Cell Division. Lianne Todd. Watercolour on Aquabord. 6×6″. $175.00
Triad. Lianne Todd. Watercolour on Paper. 20×20″. $650.00
If I am postulating that the universe is fractal in nature, it makes sense that structures formed by molecules behaving in their natural way should be recognizable as fractals. Such is the case with frost, turbulence, and bubbles. Just do a little Google search with each of those terms alongside fractal, and you’ll see what I mean. Mandelbrot made groundbreaking progress modelling turbulence, which had confounded mathematicians before him, using fractal geometry.

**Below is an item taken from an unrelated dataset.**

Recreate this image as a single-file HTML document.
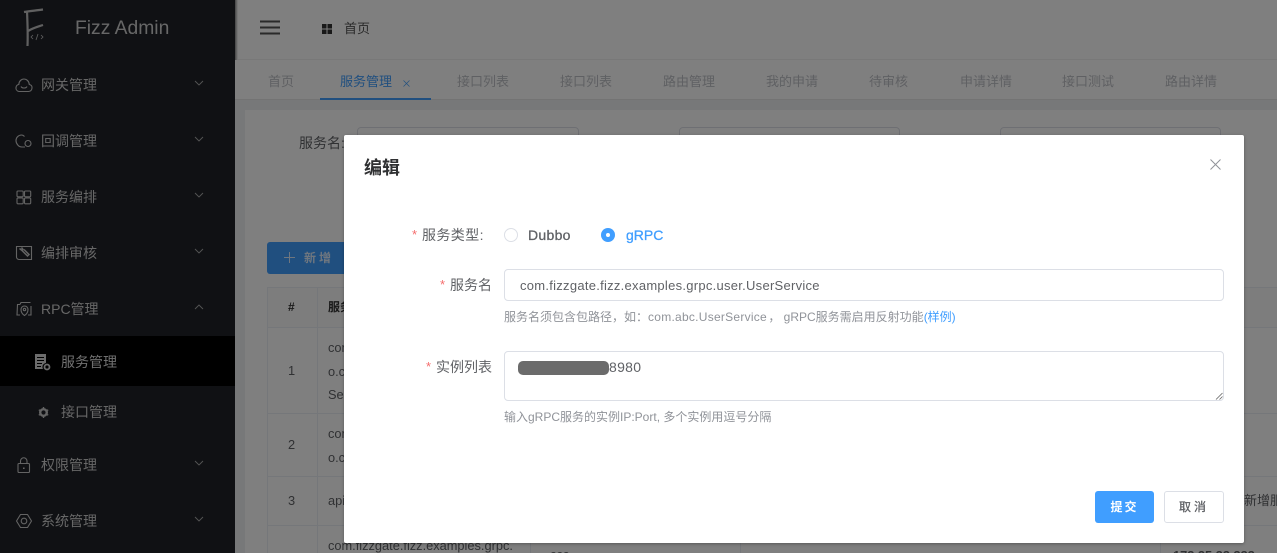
<!DOCTYPE html>
<html><head><meta charset="utf-8">
<style>
*{box-sizing:border-box}
html,body{margin:0;padding:0;width:1277px;height:553px;overflow:hidden;background:#eef0f3;font-family:"Liberation Sans","Noto Sans CJK SC",sans-serif;color:#606266}
div,span,svg{position:absolute;white-space:nowrap}
#root{left:0;top:0;width:1277px;height:553px;overflow:hidden;background:#eef0f3}
#side{left:0;top:0;width:235px;height:553px;background:#202329}
.mi{left:41px;font-size:14px;line-height:20px;color:#cfcfcf}
.ar{left:194px;width:10px;height:6px}
.ic{left:15px;width:18px;height:18px;fill:none;stroke:#c8c8c8;stroke-width:1.1}
#head{left:235px;top:0;width:1042px;height:60px;background:#fff;border-bottom:1px solid #f0f0f0}
#tabs{left:235px;top:60px;width:1042px;height:40px;background:#fff;border-bottom:1px solid #e6e6e6}
.t{top:12px;font-size:13px;line-height:20px;color:#bfc1c6}
#card{left:245px;top:110px;width:1032px;height:443px;background:#fff}
.inp{top:127px;height:40px;border:1px solid #dcdfe6;border-radius:4px;background:#fff}
.hl{height:1px;background:#ebeef5}
.vl{width:1px;background:#ebeef5}
.c{font-size:12.8px;line-height:23px;color:#606266}
#ov{left:0;top:0;width:1277px;height:553px;background:rgba(0,0,0,.5)}
#m{left:344px;top:135px;width:900px;height:408px;background:#fff;border-radius:2px;box-shadow:0 1px 3px rgba(0,0,0,.3)}
.l{font-size:14px;line-height:20px;color:#606266}
.s{color:#f56c6c;font-size:14px;line-height:20px}
.h{font-size:12px;line-height:17px;color:#909399}
.med{-webkit-text-stroke:.3px currentColor}
</style></head><body>
<div id="root">
<div id="side">
 <svg style="left:22px;top:8px;width:28px;height:40px" viewBox="0 0 28 40" fill="none" stroke="#c0c0c0"><path d="M2 4C8 3 14 2.500 21 1.500M5 3C5.500 14 6 26 5.500 38M6 23C11 20 15 19 21 17" stroke-width="2.200"/><path d="M11 27l-2 2 2 2M14 32l2-6M19 27l2 2-2 2" stroke-width=".8"/></svg>
 <div style="left:75px;top:16px;font-size:19.300px;line-height:26px;color:#cfcfcf">Fizz Admin</div>
 <svg class="ic" style="top:76px" viewBox="0 0 18 18"><path d="M4 15.500C1.500 15 .8 13 1 11.500C1.200 9.800 2.500 8.700 3.800 8.500C4 5 6.500 3 9 3s5 2 5.300 5.500C16 8.800 17.200 10 17 12c-.2 2-1.500 3.400-3.500 3.500z"/><path d="M6 10.500C7 12.500 11 12.500 12 10.500"/></svg>
 <div class="mi" style="top:75px">网关管理</div>
 <svg class="ic" style="top:132px" viewBox="0 0 18 18"><path d="M9.500 4.500C8.600 3.500 7.500 3 6.500 3 3.500 3 1 5.500 1 8.500S3.500 15 6.800 15H10"/><circle cx="13" cy="11.500" r="3"/></svg>
 <div class="mi" style="top:131px">回调管理</div>
 <svg class="ic" style="top:188px" viewBox="0 0 18 18"><rect x="2" y="3" width="6.200" height="5.800" rx="1"/><rect x="9.500" y="3" width="6.200" height="5.800" rx="1"/><rect x="2" y="10" width="6.200" height="5.800" rx="1"/><rect x="9.500" y="10" width="6.200" height="5.800" rx="1"/></svg>
 <div class="mi" style="top:187px">服务编排</div>
 <svg class="ic" style="top:244px" viewBox="0 0 18 18"><path d="M1.500 2.500h15v13H4a2.500 2.500 0 0 1-2.500-2.500z"/><path d="M4.500 4.500l2.500 2 1-1-1.500-2M7 6.500l5.500 5.500 1.500-1.500L9 5.500" stroke-width="1.500"/></svg>
 <div class="mi" style="top:243px">编排审核</div>
 <svg class="ic" style="top:300px" viewBox="0 0 18 18"><path d="M5 4.500H2.500L2 15h3M5 4.500L6 2.500h9.500M16 6V15h-3"/><path d="M9.500 15.500c-2.500-1.500-3.500-3.500-3.500-6a3.500 3.500 0 0 1 7 0c0 2.500-1 4.500-3.500 6z"/><circle cx="9.500" cy="9.500" r="1.200"/></svg>
 <div class="mi" style="top:299px">RPC管理</div>
 <div style="left:0;top:336px;width:235px;height:50px;background:#000"></div>
 <svg style="left:35px;top:354px;width:16px;height:17px" viewBox="0 0 16 17" fill="#d8d8d8"><path d="M0 0h11v9a4 4 0 0 0-3 6H0zM2 3v1h7V3zM2 6v1h7V6zM2 9v1h5V9zM2 12v1h4v-1z" fill-rule="evenodd"/><circle cx="12" cy="13" r="2.500" fill="none" stroke="#d8d8d8" stroke-width="1.800"/></svg>
 <div class="mi" style="left:61px;top:352px;color:#e0e0e0">服务管理</div>
 <svg style="left:38px;top:407px;width:11px;height:11px" viewBox="0 0 11 11"><circle cx="5.500" cy="5.500" r="3.300" fill="none" stroke="#c8c8c8" stroke-width="2.400"/><path d="M5.500 0v2M5.500 9v2M.8 2.800l1.700 1M8.500 7.200l1.700 1M.8 8.200l1.700-1M8.500 3.800l1.700-1" stroke="#c8c8c8" stroke-width="1.400"/></svg>
 <div class="mi" style="left:61px;top:402px">接口管理</div>
 <svg class="ic" style="top:456px" viewBox="0 0 18 18"><rect x="3" y="7.500" width="11.500" height="9" rx="1"/><path d="M5.500 7.500V5a3.200 3.200 0 0 1 6.500 0v2.500"/><path d="M8.800 11.500v1.500" stroke-width="1.600"/></svg>
 <div class="mi" style="top:455px">权限管理</div>
 <svg class="ic" style="top:512px" viewBox="0 0 18 18"><path d="M5.500 2.500h7L16.500 9l-4 6.500h-7L1.500 9z" stroke-linejoin="round"/><circle cx="9" cy="9" r="2.800"/></svg>
 <div class="mi" style="top:511px">系统管理</div>
 <svg class="ar" style="top:80px" viewBox="0 0 10 6" fill="none" stroke="#aaa" stroke-width=".9"><path d="M1 1l4 4 4-4"/></svg>
 <svg class="ar" style="top:136px" viewBox="0 0 10 6" fill="none" stroke="#aaa" stroke-width=".9"><path d="M1 1l4 4 4-4"/></svg>
 <svg class="ar" style="top:192px" viewBox="0 0 10 6" fill="none" stroke="#aaa" stroke-width=".9"><path d="M1 1l4 4 4-4"/></svg>
 <svg class="ar" style="top:248px" viewBox="0 0 10 6" fill="none" stroke="#aaa" stroke-width=".9"><path d="M1 1l4 4 4-4"/></svg>
 <svg class="ar" style="top:304px" viewBox="0 0 10 6" fill="none" stroke="#aaa" stroke-width=".9"><path d="M1 5l4-4 4 4"/></svg>
 <svg class="ar" style="top:460px" viewBox="0 0 10 6" fill="none" stroke="#aaa" stroke-width=".9"><path d="M1 1l4 4 4-4"/></svg>
 <svg class="ar" style="top:516px" viewBox="0 0 10 6" fill="none" stroke="#aaa" stroke-width=".9"><path d="M1 1l4 4 4-4"/></svg>
</div>
<div id="head">
 <div style="left:0;top:0;width:3px;height:60px;background:linear-gradient(90deg,#888,#fff)"></div>
 <svg style="left:25px;top:20px;width:20px;height:15px" viewBox="0 0 20 15" stroke="#555" stroke-width="2"><path d="M0 1.500h20M0 7.500h20M0 13.500h20"/></svg>
 <svg style="left:87px;top:24px;width:10px;height:10px" viewBox="0 0 10 10" fill="#333"><rect width="4.500" height="4.500"/><rect x="5.500" width="4.500" height="4.500"/><rect y="5.500" width="4.500" height="4.500"/><rect x="5.500" y="5.500" width="4.500" height="4.500"/></svg>
 <div style="left:109px;top:19px;font-size:13px;line-height:20px;color:#555">首页</div>
</div>
<div id="tabs">
 <div class="t" style="left:33px">首页</div>
 <div class="t" style="left:105px;color:#409eff">服务管理</div>
 <svg style="left:168px;top:20px;width:7px;height:7px" viewBox="0 0 7 7" stroke="#409eff" stroke-width=".7"><path d="M.5.500l6 6M6.500.500l-6 6"/></svg>
 <div style="left:85px;top:38px;width:111px;height:2px;background:#409eff"></div>
 <div class="t" style="left:222px">接口列表</div>
 <div class="t" style="left:325px">接口列表</div>
 <div class="t" style="left:428px">路由管理</div>
 <div class="t" style="left:531px">我的申请</div>
 <div class="t" style="left:634px">待审核</div>
 <div class="t" style="left:725px">申请详情</div>
 <div class="t" style="left:827px">接口测试</div>
 <div class="t" style="left:930px">路由详情</div>
</div>
<div id="card"></div>
<div style="left:299px;top:133px;font-size:14px;line-height:20px;color:#606266">服务名:</div>
<div class="inp" style="left:357px;width:222px"></div>
<div class="inp" style="left:679px;width:221px"></div>
<div class="inp" style="left:1000px;width:221px"></div>
<div style="left:267px;top:242px;width:90px;height:32px;background:#409eff;border-radius:3px"></div>
<svg style="left:284px;top:252px;width:11px;height:11px" viewBox="0 0 11 11" stroke="#dcecff"><path d="M5.500 0v11M0 5.500h11"/></svg>
<div style="left:304px;top:247px;font-size:12px;line-height:22px;color:#dcecff;font-weight:700;letter-spacing:3px">新增</div>
<div style="left:267px;top:287px;width:1010px;height:40px;background:#fafafa"></div>
<div class="hl" style="left:267px;top:287px;width:1010px"></div>
<div class="hl" style="left:267px;top:327px;width:1010px"></div>
<div class="hl" style="left:267px;top:413px;width:1010px"></div>
<div class="hl" style="left:267px;top:476px;width:1010px"></div>
<div class="hl" style="left:267px;top:525px;width:1010px"></div>
<div class="vl" style="left:267px;top:287px;height:266px"></div>
<div class="vl" style="left:317px;top:287px;height:266px"></div>
<div class="vl" style="left:530px;top:525px;height:28px"></div>
<div class="vl" style="left:740px;top:525px;height:28px"></div>
<div class="vl" style="left:1160px;top:287px;height:266px"></div>
<div style="left:288px;top:298px;font-size:12px;line-height:18px;font-weight:700;color:#333">#</div>
<div style="left:328px;top:298px;font-size:12px;line-height:18px;font-weight:700;color:#333">服务</div>
<div class="c" style="left:288px;top:359px">1</div>
<div class="c" style="left:328px;top:336px">com</div>
<div class="c" style="left:328px;top:360px">o.c</div>
<div class="c" style="left:328px;top:383px">Ser</div>
<div class="c" style="left:288px;top:433px">2</div>
<div class="c" style="left:328px;top:422px">com</div>
<div class="c" style="left:328px;top:446px">o.c</div>
<div class="c" style="left:288px;top:489px">3</div>
<div class="c" style="left:328px;top:489px">api</div>
<div class="c" style="left:328px;top:534px">com.fizzgate.fizz.examples.grpc.</div>
<div class="c" style="left:550px;top:543px">ccc</div>
<div class="c" style="left:1244px;top:489px;font-size:13px">新增服</div>
<div class="c" style="left:1173px;top:544px;font-weight:700">172.25.33.333</div>
<div id="ov"></div>
<div id="m">
 <div style="left:20px;top:21px;font-size:18px;line-height:24px;font-weight:700;color:#303133">编辑</div>
 <svg style="left:866px;top:24px;width:11px;height:11px" viewBox="0 0 11 11" stroke="#909399"><path d="M.5.500l10 10M10.500.500l-10 10"/></svg>
 <div class="s" style="left:68px;top:90px;font-size:13px">*</div>
 <div class="l" style="left:78px;top:90px;letter-spacing:.4px">服务类型:</div>
 <div style="left:160px;top:93px;width:14px;height:14px;border:1px solid #dcdfe6;border-radius:50%"></div>
 <div class="med" style="left:184px;top:90px;font-size:14px;line-height:20px;color:#606266;letter-spacing:.3px">Dubbo</div>
 <div style="left:257px;top:93px;width:14px;height:14px;background:#409eff;border-radius:50%"></div>
 <div style="left:262px;top:98px;width:4px;height:4px;background:#fff;border-radius:50%"></div>
 <div class="med" style="left:282px;top:90px;font-size:14px;line-height:20px;color:#409eff">gRPC</div>
 <div class="s" style="left:96px;top:140px;font-size:13px">*</div>
 <div class="l" style="left:106px;top:140px">服务名</div>
 <div style="left:160px;top:134px;width:720px;height:32px;border:1px solid #dcdfe6;border-radius:4px"></div>
 <div style="left:176px;top:141px;font-size:13px;line-height:20px;color:#606266;letter-spacing:.27px">com.fizzgate.fizz.examples.grpc.user.UserService</div>
 <div class="h" style="left:160px;top:174px">服务名须包含包路径，如：<span style="position:static;letter-spacing:.26px">com.abc.UserService</span><span style="position:static;margin-left:-2px"> ， gRPC服务需启用反射功能</span><span style="position:static;color:#409eff">(样例)</span></div>
 <div class="s" style="left:82px;top:222px;font-size:13px">*</div>
 <div class="l" style="left:92px;top:222px">实例列表</div>
 <div style="left:160px;top:216px;width:720px;height:50px;border:1px solid #dcdfe6;border-radius:4px"></div>
 <div style="left:174px;top:226px;width:91px;height:14px;background:#6b6b6b;border-radius:5px"></div>
 <div style="left:265px;top:222px;font-size:14px;line-height:20px;color:#606266;letter-spacing:.3px">8980</div>
 <svg style="left:871px;top:257px;width:8px;height:8px" viewBox="0 0 8 8" stroke="#666" stroke-width=".8"><path d="M1 7.500L7.500 1M4.500 7.500L7.500 4.500"/></svg>
 <div class="h" style="left:160px;top:274px">输入gRPC服务的实例IP:Port, 多个实例用逗号分隔</div>
 <div style="left:751px;top:356px;width:59px;height:32px;background:#409eff;border-radius:3px;color:#fff;font-size:12px;line-height:32px;text-align:center;font-weight:700;letter-spacing:2px">提交</div>
 <div class="med" style="left:820px;top:356px;width:60px;height:32px;border:1px solid #dcdfe6;border-radius:3px;color:#606266;font-size:12px;line-height:30px;text-align:center;letter-spacing:3px">取消</div>
</div>
</div>
</body></html>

It also makes sense that in my random wanderings through the fractal universes I create, I encounter images that remind me of these phenomena. Such is the case with these two fractals which I chose to paint. I especially like the way the bubbles in Turbulence & Bubbles look like they are in the process of being blown, sometimes from multiple locations, and melding together when they meet, just like real bubbles would.
Hot Frost. Watercolour on Aquabord. 6×6″. $175.00 Lianne Todd
This is just one of my favourites. It’s only little, 6×6″, but like most fractals it took a long time to paint. So many tiny little fried eggs! It’s framed in a black lacquered shadow box frame so that it floats in the frame. The total size, frame and all, is roughly 12×12″.
Yet again, we see a natural shape. Well, natural, in that we are natural and we naturally like to fry eggs. Sometimes I find that it isn’t so much the repetition on smaller and smaller scales that makes me think of natural objects or phenomena when I look at fractals, but the shape that is being repeated.
As usual, it’s copyrighted and watermarked.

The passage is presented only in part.